Problem to work on
Go through the listing and return every line with "page" in it.
>> begin
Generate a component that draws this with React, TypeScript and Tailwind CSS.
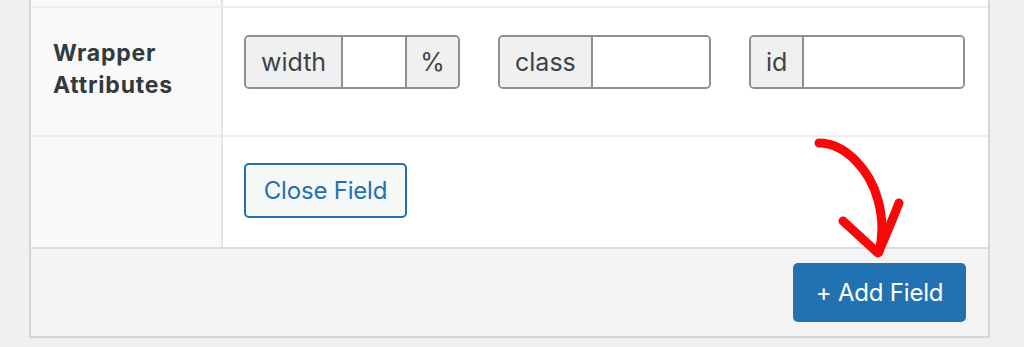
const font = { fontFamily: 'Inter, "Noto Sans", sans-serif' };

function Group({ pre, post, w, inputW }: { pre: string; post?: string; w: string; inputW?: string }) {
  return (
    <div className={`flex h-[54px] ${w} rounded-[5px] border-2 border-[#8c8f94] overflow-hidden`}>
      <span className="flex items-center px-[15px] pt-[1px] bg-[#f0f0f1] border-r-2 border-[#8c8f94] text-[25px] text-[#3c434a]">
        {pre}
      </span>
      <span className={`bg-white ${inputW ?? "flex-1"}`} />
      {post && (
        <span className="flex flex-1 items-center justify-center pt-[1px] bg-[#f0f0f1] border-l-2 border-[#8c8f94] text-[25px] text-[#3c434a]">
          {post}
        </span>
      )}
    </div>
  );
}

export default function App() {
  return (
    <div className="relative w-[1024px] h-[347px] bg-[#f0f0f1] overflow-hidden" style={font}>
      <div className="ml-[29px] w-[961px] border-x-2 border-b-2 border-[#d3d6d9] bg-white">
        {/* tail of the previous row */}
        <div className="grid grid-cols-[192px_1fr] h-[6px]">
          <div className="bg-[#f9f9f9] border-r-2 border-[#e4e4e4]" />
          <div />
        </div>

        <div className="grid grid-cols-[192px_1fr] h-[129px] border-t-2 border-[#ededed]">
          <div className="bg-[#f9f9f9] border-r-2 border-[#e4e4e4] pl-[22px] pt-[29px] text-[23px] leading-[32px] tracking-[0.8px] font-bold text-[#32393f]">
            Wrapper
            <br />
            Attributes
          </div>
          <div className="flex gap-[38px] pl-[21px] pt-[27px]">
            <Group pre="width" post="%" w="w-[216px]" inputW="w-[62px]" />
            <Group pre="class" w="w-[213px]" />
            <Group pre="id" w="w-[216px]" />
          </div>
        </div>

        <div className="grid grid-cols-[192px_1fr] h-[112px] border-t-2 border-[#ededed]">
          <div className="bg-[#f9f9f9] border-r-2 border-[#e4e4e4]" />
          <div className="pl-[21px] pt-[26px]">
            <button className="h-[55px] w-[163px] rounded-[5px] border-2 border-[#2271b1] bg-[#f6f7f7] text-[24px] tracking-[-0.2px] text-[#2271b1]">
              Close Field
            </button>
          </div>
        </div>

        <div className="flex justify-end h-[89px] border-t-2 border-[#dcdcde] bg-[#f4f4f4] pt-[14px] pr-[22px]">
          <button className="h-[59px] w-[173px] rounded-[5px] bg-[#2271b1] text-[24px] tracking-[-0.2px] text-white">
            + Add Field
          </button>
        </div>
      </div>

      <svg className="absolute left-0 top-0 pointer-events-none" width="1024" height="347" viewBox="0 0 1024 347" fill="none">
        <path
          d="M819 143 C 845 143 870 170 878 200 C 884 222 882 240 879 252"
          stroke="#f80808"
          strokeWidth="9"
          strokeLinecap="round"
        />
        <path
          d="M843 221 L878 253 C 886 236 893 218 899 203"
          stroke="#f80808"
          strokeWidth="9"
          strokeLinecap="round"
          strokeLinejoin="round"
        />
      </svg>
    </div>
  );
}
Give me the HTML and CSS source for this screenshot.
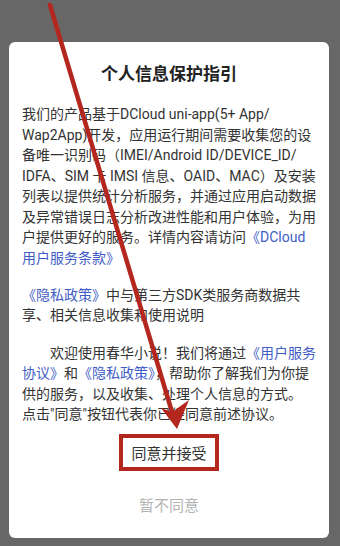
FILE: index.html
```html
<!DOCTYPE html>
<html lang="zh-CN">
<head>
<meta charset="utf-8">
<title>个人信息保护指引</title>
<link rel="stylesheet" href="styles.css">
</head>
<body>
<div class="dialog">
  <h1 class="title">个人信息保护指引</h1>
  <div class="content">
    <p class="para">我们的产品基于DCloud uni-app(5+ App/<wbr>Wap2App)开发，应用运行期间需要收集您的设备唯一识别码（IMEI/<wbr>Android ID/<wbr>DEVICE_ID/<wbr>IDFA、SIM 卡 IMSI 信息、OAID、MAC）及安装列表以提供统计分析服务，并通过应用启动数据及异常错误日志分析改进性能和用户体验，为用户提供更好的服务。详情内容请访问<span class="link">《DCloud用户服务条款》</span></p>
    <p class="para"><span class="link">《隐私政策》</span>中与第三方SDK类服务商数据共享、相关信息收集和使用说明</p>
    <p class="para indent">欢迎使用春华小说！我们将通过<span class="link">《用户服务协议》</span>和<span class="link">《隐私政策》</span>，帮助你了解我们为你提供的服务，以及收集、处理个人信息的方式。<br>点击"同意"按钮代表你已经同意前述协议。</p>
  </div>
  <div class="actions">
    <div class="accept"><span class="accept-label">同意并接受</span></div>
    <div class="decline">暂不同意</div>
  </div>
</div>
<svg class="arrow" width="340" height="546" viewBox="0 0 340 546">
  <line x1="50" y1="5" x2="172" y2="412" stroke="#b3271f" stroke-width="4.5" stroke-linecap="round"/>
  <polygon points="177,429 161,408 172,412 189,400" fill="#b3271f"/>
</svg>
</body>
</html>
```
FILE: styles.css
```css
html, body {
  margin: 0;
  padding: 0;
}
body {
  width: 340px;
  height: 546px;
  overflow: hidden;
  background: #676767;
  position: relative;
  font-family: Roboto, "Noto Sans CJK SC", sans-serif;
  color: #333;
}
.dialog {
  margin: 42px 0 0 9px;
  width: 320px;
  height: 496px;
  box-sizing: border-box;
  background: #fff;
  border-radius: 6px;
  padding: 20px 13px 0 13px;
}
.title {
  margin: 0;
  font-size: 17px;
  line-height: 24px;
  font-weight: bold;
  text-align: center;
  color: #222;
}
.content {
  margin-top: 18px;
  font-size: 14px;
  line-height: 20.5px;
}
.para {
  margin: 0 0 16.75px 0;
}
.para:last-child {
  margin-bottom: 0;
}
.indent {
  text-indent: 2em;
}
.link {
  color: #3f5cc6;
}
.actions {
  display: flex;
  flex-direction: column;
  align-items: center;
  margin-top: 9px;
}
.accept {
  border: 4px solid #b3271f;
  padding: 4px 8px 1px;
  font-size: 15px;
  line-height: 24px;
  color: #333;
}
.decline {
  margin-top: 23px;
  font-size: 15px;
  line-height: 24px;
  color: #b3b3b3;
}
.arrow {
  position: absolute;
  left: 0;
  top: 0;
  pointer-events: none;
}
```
>> end
>> begin
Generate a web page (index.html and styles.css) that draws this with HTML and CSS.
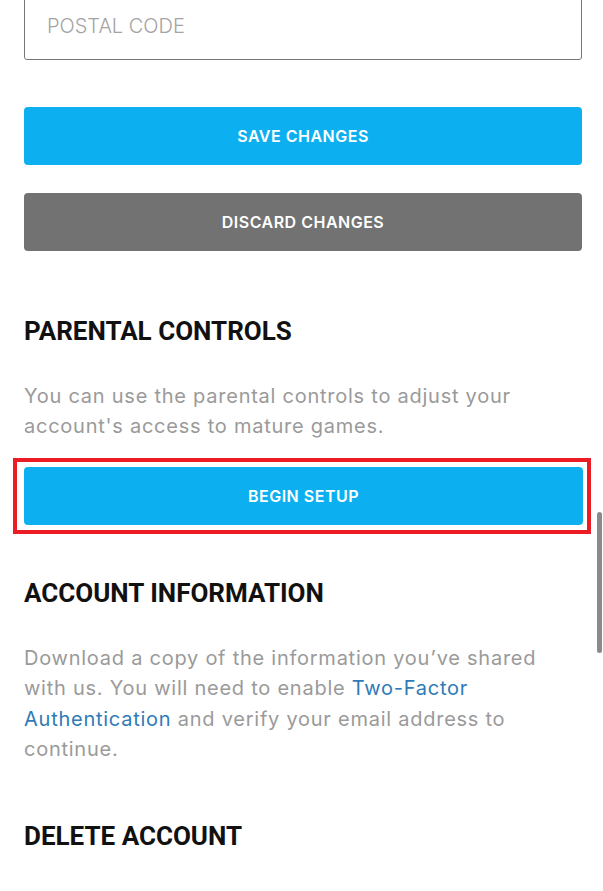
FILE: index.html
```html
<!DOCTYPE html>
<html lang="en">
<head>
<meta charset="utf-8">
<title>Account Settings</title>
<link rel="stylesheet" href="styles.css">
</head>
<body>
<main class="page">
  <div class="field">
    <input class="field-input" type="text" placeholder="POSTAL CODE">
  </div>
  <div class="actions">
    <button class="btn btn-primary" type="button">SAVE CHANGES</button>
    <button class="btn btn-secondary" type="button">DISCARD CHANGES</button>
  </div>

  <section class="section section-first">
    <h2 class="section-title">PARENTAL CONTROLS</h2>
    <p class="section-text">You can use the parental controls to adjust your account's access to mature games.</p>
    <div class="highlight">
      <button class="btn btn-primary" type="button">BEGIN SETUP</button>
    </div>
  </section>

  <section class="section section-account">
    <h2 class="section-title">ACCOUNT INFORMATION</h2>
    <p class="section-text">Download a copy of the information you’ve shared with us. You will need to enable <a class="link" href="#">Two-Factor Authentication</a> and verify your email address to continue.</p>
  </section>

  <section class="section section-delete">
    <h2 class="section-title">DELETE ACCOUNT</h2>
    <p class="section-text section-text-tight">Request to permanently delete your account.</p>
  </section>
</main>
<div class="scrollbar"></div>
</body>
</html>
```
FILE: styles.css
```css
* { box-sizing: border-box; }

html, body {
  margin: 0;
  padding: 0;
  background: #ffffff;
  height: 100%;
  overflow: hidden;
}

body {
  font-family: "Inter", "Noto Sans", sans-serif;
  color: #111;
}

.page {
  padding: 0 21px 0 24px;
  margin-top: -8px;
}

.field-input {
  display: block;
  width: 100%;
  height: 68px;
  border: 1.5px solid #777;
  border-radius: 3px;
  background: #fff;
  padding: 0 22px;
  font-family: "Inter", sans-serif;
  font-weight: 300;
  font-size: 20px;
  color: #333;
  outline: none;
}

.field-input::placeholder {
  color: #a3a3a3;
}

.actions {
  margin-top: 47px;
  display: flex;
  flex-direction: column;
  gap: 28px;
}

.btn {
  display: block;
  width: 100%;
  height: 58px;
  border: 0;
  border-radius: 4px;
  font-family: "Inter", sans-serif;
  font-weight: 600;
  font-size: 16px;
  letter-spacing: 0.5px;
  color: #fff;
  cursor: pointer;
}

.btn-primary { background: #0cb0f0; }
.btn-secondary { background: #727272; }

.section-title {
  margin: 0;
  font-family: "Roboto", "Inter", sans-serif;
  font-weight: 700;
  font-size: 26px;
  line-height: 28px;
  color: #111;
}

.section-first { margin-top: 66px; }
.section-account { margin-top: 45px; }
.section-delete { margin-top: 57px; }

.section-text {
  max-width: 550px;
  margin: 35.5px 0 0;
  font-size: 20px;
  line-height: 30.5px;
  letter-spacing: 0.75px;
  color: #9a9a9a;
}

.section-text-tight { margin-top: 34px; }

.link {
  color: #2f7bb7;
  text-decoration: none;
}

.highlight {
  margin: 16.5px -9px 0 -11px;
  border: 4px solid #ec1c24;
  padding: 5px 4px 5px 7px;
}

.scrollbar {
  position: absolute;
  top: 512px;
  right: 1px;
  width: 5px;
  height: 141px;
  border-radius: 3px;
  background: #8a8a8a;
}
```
>> end
>> begin
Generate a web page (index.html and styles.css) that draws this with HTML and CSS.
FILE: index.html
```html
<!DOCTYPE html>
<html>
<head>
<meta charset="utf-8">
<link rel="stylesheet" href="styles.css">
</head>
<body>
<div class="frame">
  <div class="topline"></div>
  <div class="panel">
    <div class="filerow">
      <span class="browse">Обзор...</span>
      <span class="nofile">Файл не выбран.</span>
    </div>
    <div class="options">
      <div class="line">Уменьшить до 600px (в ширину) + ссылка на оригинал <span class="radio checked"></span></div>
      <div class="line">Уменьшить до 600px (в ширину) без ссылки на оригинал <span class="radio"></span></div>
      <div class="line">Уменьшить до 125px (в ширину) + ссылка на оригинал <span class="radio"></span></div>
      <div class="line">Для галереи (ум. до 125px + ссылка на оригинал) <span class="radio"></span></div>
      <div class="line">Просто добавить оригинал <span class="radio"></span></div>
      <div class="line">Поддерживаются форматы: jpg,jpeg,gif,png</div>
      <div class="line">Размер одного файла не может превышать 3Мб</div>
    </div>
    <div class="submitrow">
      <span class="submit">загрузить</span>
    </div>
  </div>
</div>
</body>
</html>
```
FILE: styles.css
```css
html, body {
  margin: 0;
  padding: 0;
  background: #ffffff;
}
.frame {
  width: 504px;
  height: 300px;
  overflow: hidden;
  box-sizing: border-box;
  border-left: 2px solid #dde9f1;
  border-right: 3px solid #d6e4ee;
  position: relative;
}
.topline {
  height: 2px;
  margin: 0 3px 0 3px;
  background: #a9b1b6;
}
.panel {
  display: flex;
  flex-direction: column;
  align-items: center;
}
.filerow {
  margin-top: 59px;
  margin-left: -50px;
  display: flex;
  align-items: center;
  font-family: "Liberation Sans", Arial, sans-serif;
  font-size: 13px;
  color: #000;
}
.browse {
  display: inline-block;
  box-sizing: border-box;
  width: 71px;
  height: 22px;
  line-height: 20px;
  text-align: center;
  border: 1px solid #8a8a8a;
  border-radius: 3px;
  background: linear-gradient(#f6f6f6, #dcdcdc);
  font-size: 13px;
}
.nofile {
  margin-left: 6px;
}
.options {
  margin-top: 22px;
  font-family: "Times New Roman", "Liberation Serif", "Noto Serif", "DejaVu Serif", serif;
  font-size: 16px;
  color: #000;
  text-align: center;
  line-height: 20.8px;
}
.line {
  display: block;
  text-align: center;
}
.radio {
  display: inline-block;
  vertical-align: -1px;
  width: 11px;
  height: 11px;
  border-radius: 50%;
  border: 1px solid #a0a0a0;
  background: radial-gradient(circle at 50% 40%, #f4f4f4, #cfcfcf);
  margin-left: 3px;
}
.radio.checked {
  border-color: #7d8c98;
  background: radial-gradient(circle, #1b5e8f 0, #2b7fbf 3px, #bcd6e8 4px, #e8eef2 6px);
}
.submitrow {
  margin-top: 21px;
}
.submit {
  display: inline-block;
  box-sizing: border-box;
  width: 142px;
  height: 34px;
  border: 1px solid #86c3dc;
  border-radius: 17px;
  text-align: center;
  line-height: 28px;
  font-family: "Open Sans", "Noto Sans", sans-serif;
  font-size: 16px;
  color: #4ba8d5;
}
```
>> end
Result of the exercise
Generate a web page (index.html and styles.css) that draws this with HTML and CSS.
<main class="page">
.page {
Generate a web page (index.html and styles.css) that draws this with HTML and CSS.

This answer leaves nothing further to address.